I thought about delivering the caterpillar hot dish directly into the little outstretched beaks, but then thought the better of it. Would I want a complete stranger walking up to the crib and shoving food into my baby’s mouth? Something they had picked up off the street, no less? And what is the shelf life on these insects? I’d hate to be giving the Chiplets an expired caterpillar. So, I’d carefully lay the bugs-on-a-stick on the porch near the nest and slink away. They were always gone the next time I looked out there.

We knew it was going to happen.  Just after the above photo was taken (if you look closely, you can make out three little bird faces … one is looking right at you). (And, yes, there were four eggs in the nest … I don’t know what happened to the fourth bird, and I don’t want to talk about it.) As I made my way back inside, a frenzy of chirping broke out, and before I could turn to see what the commotion was all about, the nest was empty.

That’s the way it’s supposed to be. We’ve known since day one, that sooner or later the little birds were going to be ready to take that leap of faith, or predestination, or whatever it is that makes a creature fling itself beak-first into the future. Any other outcome would have been sad, tragic even. So, why is there still such an empty place where the energy around the nest used to be?

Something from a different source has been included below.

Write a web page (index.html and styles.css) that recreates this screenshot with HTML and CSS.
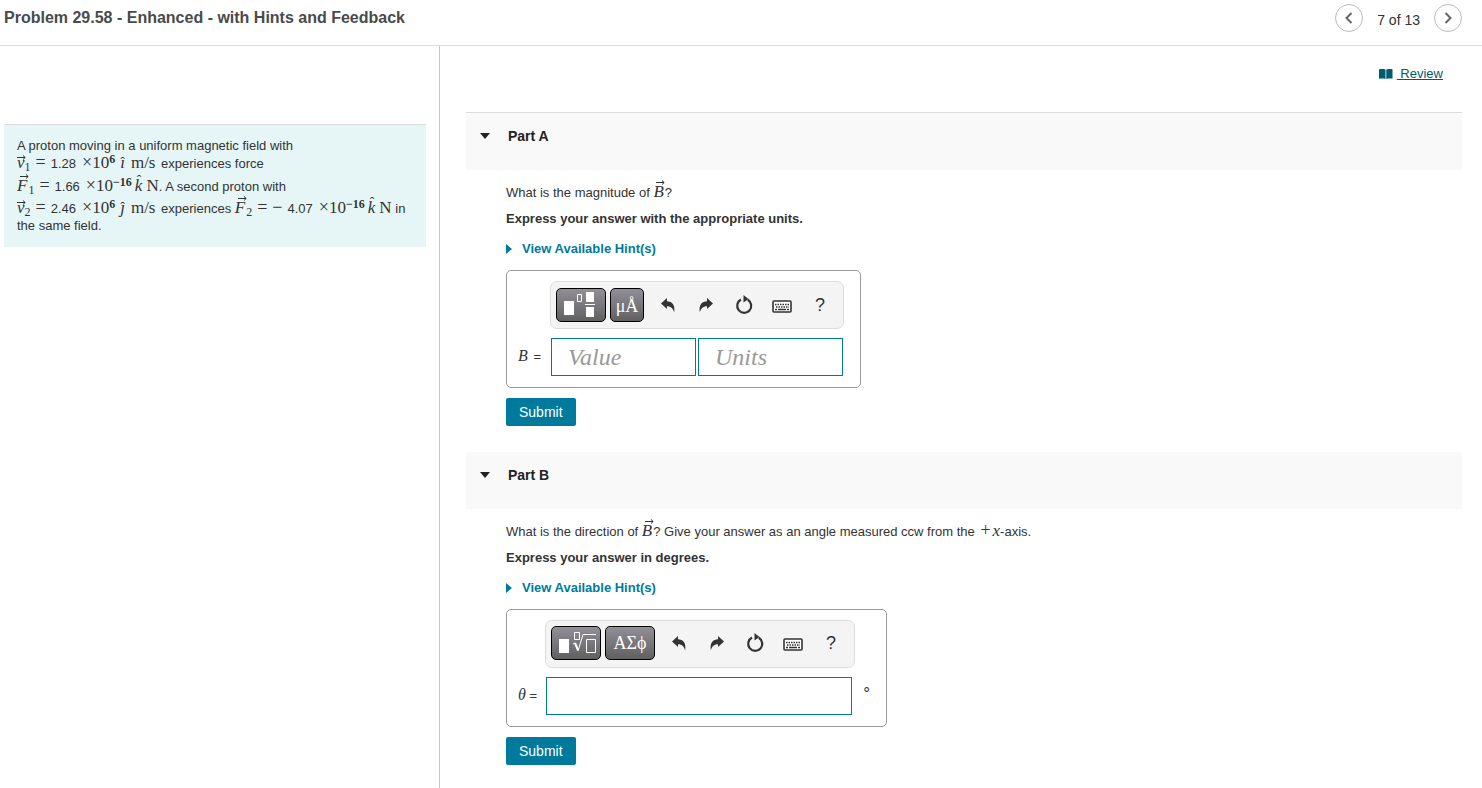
FILE: index.html
```html
<!DOCTYPE html>
<html lang="en">
<head>
<meta charset="utf-8">
<title>Problem 29.58</title>
<link rel="stylesheet" href="styles.css">
</head>
<body>
<svg class="defs" aria-hidden="true">
  <symbol id="undo" viewBox="0 0 16 16"><path d="M1 6.500 7 1v3.200c5 .2 8.300 3.300 7.200 11C13 11.500 11 9.200 7 9.200V12z"/></symbol>
  <symbol id="reset" viewBox="0 0 18 20"><path d="M12.800 4.800A7 7 0 1 1 6 4.600" fill="none" stroke="#333" stroke-width="2.200"/><path d="M8.500 0v7.500l5-3.500z"/></symbol>
  <symbol id="keyboard" viewBox="0 0 20 14"><rect x="1" y="1" width="18" height="11" rx="1" fill="#fff" stroke="#333" stroke-width="1.600"/><path d="M3 4.500h14M4 7h13" stroke="#333" stroke-width="1.500" stroke-dasharray="1.500 1"/><path d="M3 9.500h2M6 9.500h8M15 9.500h2" stroke="#333" stroke-width="1.500"/></symbol>
  <symbol id="arrow" viewBox="0 0 9 5"><path d="M0 2.500h8M6 .5l2.200 2L6 4.500" fill="none" stroke="#333"/></symbol>
</svg>
<header class="top">
  <h1>Problem 29.58 - Enhanced - with Hints and Feedback</h1>
  <nav class="pager">
    <button type="button" aria-label="Previous"><svg viewBox="0 0 10 14"><path d="M7.500 2 2.500 7l5 5"/></svg></button>
    <span>7 of 13</span>
    <button type="button" aria-label="Next"><svg viewBox="0 0 10 14"><path d="m2.500 2 5 5-5 5"/></svg></button>
  </nav>
</header>
<main class="page">
  <aside class="side">
    <div class="problem">
      <div>A proton moving in a uniform magnetic field with</div>
      <div class="mid"><i class="m vec">v<svg><use href="#arrow"/></svg></i><sub>1</sub><span class="op">=</span>1.28<span class="times">×</span><span class="m">10</span><sup>6</sup><i class="m hat">ı</i><span class="m unit">m/s</span> experiences force</div>
      <div class="tall"><i class="m vec cap">F<svg><use href="#arrow"/></svg></i><sub>1</sub><span class="op">=</span>1.66<span class="times">×</span><span class="m">10</span><sup>−16</sup><i class="m hat k">k</i><span class="m n">N</span>. A second proton with</div>
      <div><i class="m vec">v<svg><use href="#arrow"/></svg></i><sub>2</sub><span class="op">=</span>2.46<span class="times">×</span><span class="m">10</span><sup>6</sup><i class="m hat">ȷ</i><span class="m unit">m/s</span> experiences <i class="m vec cap">F<svg><use href="#arrow"/></svg></i><sub>2</sub><span class="op">=</span><span class="op neg">−</span>4.07<span class="times">×</span><span class="m">10</span><sup>−16</sup><i class="m hat k">k</i><span class="m n">N</span> in</div>
      <div>the same field.</div>
    </div>
  </aside>
  <div class="content">
    <div class="review"><a href="#"><svg viewBox="0 0 14 10"><path d="M0 .3C2.500 0 4.500 0 6.500.6V10C4.500 9.500 2.500 9.500 0 9.700zM7.300.6C9.500 0 11.500 0 13.500.3v9.400C11.500 9.500 9.500 9.500 7.300 10z"/></svg><span>&nbsp;Review</span></a></div>
    <section>
      <h2 class="part first"><button type="button"><svg viewBox="0 0 10 6"><path d="M0 0h10L5 6z"/></svg>Part A</button></h2>
      <div class="body">
        <p>What is the magnitude of <i class="m vec cap">B<svg><use href="#arrow"/></svg></i>?</p>
        <p class="instruction">Express your answer with the appropriate units.</p>
        <button type="button" class="hints"><svg viewBox="0 0 6 10"><path d="M0 0l6 5-6 5z"/></svg>View Available Hint(s)</button>
        <div class="answer units">
          <div class="tools">
            <button type="button" class="dark" aria-label="Templates"><svg viewBox="0 0 48 32"><path fill="#fff" d="M7 12h10v14H7zM29 3h8v10h-8zM28 15h10v1H28zM29 18h8v10h-8z"/><path fill="none" stroke="#fff" d="M20.500 5.500h4v7h-4z"/></svg></button>
            <button type="button" class="dark mu">μÅ</button>
            <button type="button" class="icon" aria-label="Undo"><svg><use href="#undo"/></svg></button>
            <button type="button" class="icon redo" aria-label="Redo"><svg><use href="#undo"/></svg></button>
            <button type="button" class="icon reset" aria-label="Reset"><svg><use href="#reset"/></svg></button>
            <button type="button" class="icon kb" aria-label="Keyboard shortcuts"><svg><use href="#keyboard"/></svg></button>
            <button type="button" class="icon">?</button>
          </div>
          <label for="value"><i>B</i> =</label>
          <div class="fields"><input id="value" type="text" placeholder="Value"><input type="text" placeholder="Units" aria-label="Units"></div>
        </div>
        <button type="button" class="submit">Submit</button>
      </div>
    </section>
    <section>
      <h2 class="part"><button type="button"><svg viewBox="0 0 10 6"><path d="M0 0h10L5 6z"/></svg>Part B</button></h2>
      <div class="body">
        <p>What is the direction of <i class="m vec cap">B<svg><use href="#arrow"/></svg></i>? Give your answer as an angle measured ccw from the <span class="plus">+</span><i class="m">x</i>-axis.</p>
        <p class="instruction">Express your answer in degrees.</p>
        <button type="button" class="hints"><svg viewBox="0 0 6 10"><path d="M0 0l6 5-6 5z"/></svg>View Available Hint(s)</button>
        <div class="answer angle">
          <div class="tools">
            <button type="button" class="dark" aria-label="Templates"><svg viewBox="0 0 48 32"><path fill="#fff" d="M7 12h10v14H7z"/><path fill="none" stroke="#fff" d="M22.500 5.500h5v7h-5zM21 17l2-1 3 8 5-16.500h13M34.500 12.500h9v13h-9z"/><path stroke="#fff" stroke-width="2" d="m23 16 3 7"/></svg></button>
            <button type="button" class="dark">ΑΣϕ</button>
            <button type="button" class="icon" aria-label="Undo"><svg><use href="#undo"/></svg></button>
            <button type="button" class="icon redo" aria-label="Redo"><svg><use href="#undo"/></svg></button>
            <button type="button" class="icon reset" aria-label="Reset"><svg><use href="#reset"/></svg></button>
            <button type="button" class="icon kb" aria-label="Keyboard shortcuts"><svg><use href="#keyboard"/></svg></button>
            <button type="button" class="icon">?</button>
          </div>
          <label for="theta"><i>θ</i> =</label>
          <div class="fields"><input id="theta" type="text"></div>
          <span class="degree">∘</span>
        </div>
        <button type="button" class="submit">Submit</button>
      </div>
    </section>
  </div>
</main>
</body>
</html>
```

FILE: styles.css
```css
* { box-sizing: border-box; }
body { margin: 0; min-height: 100vh; display: flex; flex-direction: column; background: #fff; color: #333; font: 13px/20px "Liberation Sans", Arial, sans-serif; }
button { font: inherit; color: inherit; background: none; border: 0; padding: 0; margin: 0; cursor: pointer; }
h1, h2, p { margin: 0; }
svg { display: block; flex: none; fill: currentColor; }
.defs { position: absolute; width: 0; height: 0; }

.top { display: flex; justify-content: space-between; align-items: flex-start; height: 46px; border-bottom: 1px solid #ddd; padding: 4px 20px 0 4px; }
.top h1 { font-size: 16px; line-height: 28px; color: #4a4a4a; }
.pager { display: flex; align-items: center; gap: 14px; font-size: 14px; }
.pager span { padding-top: 4px; }
.pager button { width: 28px; height: 28px; border: 1px solid #bbb; border-radius: 50%; display: grid; place-items: center; }
.pager svg { width: 10px; height: 14px; fill: none; stroke: #666; stroke-width: 2; }

.page { flex: 1; display: grid; grid-template-columns: 440px minmax(0, 1fr); }
.side { border-right: 1px solid #c0c5cf; padding: 78px 13px 0 4px; }
.problem { background: #e6f6f7; border-top: 1px solid #ddd; padding: 12px 0 13px 13px; white-space: nowrap; }
.problem div { height: 17px; line-height: 17px; }
.problem .mid { height: 19px; line-height: 19px; }
.problem .tall { height: 27px; line-height: 27px; }

.m, .op, .times, .plus, sub, sup { font-family: "Liberation Serif", "Times New Roman", serif; line-height: 0; }
.m { font-size: 17px; }
sub, sup { font-size: 12px; }
sup { font-weight: bold; }
sub { vertical-align: -3px; }
sup { vertical-align: 5px; }
.op { font-size: 18px; margin: 0 5px; }
.neg { margin-left: 0; }
.times { font-size: 18px; margin-left: 6px; }
.plus { font-size: 18px; margin: 0 2px; }
.unit { margin-right: 2px; }
.vec, .hat { position: relative; }
.vec svg { position: absolute; left: 0; bottom: 12px; width: 9px; height: 5px; }
.cap { margin-right: 1px; }
.cap svg { left: 3px; bottom: 16px; }
.hat { margin: 0 6px 0 5px; }
.hat::before { content: "ˆ"; position: absolute; left: 0; bottom: 9px; font-size: 14px; font-style: normal; }
.k { margin: 0 4px 0 3px; }
.k::before { left: 2px; bottom: 14px; }

.content { padding: 0 20px 0 26px; }
.review { display: flex; justify-content: flex-end; padding: 18px 19px 28px 0; }
.review a { display: flex; align-items: center; gap: 4px; color: #005a70; text-decoration: none; }
.review span { text-decoration: underline; }
.review svg { width: 14px; height: 10px; }
.part { background: #f9f9f9; font-size: 14px; padding: 13px 14px 24px; color: #222; line-height: 20px; }
.first { border-top: 1px solid #ddd; }
.part button { display: flex; align-items: center; gap: 18px; font-weight: bold; }
.part svg { width: 10px; height: 6px; }
.body { padding: 13px 0 26px 40px; }
.instruction { font-weight: bold; margin: 6px 0 10px; }
.hints { display: flex; align-items: center; gap: 10px; font-weight: bold; color: #007a9c; }
.hints svg { width: 6px; height: 10px; }

.answer { display: grid; width: max-content; margin: 11px 0 10px; padding: 10px 16px 11px 11px; border: 1px solid #999; border-radius: 5px; row-gap: 9px; align-items: center; }
.units { grid-template-columns: 32px 294px; }
.angle { grid-template-columns: 27px 310px 15px; }
.tools { grid-column: 2; display: flex; align-items: flex-start; height: 48px; padding: 6px 3px 6px 5px; border: 1px solid #ddd; border-radius: 7px; background: #f4f4f4; }
.angle .tools { padding-top: 5px; }
.tools button { flex: none; }
.dark { width: 50px; height: 34px; margin-right: 4px; border: 1px solid #000; border-radius: 5px; background: linear-gradient(#928f98, #606060); color: #fff; font: 18px/30px "Liberation Serif", serif; }
.dark svg { width: 48px; height: 32px; }
.mu { width: 34px; padding-top: 2px; }
.icon { display: grid; place-items: center; width: 38px; height: 34px; font-size: 18px; color: #333; }
.mu + .icon, .dark + .icon { margin-left: 1px; }
.icon svg { width: 16px; height: 16px; }
.redo svg { transform: scaleX(-1); }
.reset svg { width: 18px; height: 20px; }
.kb svg { width: 20px; height: 14px; margin-top: 4px; }
.answer label { grid-column: 1; }
.answer label i { font-family: "Liberation Serif", serif; font-size: 16px; line-height: 16px; }
.units label i { margin-right: 2px; }
.fields { display: flex; gap: 2px; padding: 0 1px; }
.fields input { flex: 1; min-width: 0; height: 38px; padding: 0 16px; border: 1px solid #007a9c; border-radius: 0; background: #fff; color: #333; font: italic 24px "Liberation Serif", serif; }
.fields input::placeholder { color: #999; opacity: 1; }
.angle .fields { padding-right: 3px; }
.degree { padding: 0 0 14px 7px; font-family: "Liberation Serif", serif; font-size: 15px; }
.submit { display: block; height: 28px; padding: 0 13px; border-radius: 2px; background: #007a9c; color: #fff; font-size: 14px; }
```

I’m sure the fact that our oldest child has gone to college and the youngest one is poised on the edge of our proverbial nest has something to do with it. It somehow doesn’t seem fair that in raising a child, the outcome that you hope for, that you work a significant part of your life for, exposes you to a deeply complex range of emotions, each of which resonates with a twang somewhere in your heart. It’s like suffering a loss and receiving a great gift all at once.

The Take-Away: Enjoy the moment and take things as they come. Just when you think things are the way they are, new things happen — bird nests pop up in bushes, kids move on to the next exciting phase of their lives, a twist of circumstances presents opportunities to try new things in the world. Seems like our best bet is to experience the things that come our way to the fullest extent of our interest, and be ready to move into whatever comes next. 

Sure, the Chiplets are gone. It’ll be an adjustment… (…what will I do with all that extra time?)  The good news is we can use the front door again, and I can finally sweep up all those dead pine needles and restock the Christmas planters. My hope is that the young birds will learn to find the bright green caterpillars on their own, perfect their flying skills, and send me a Tweet once in a while.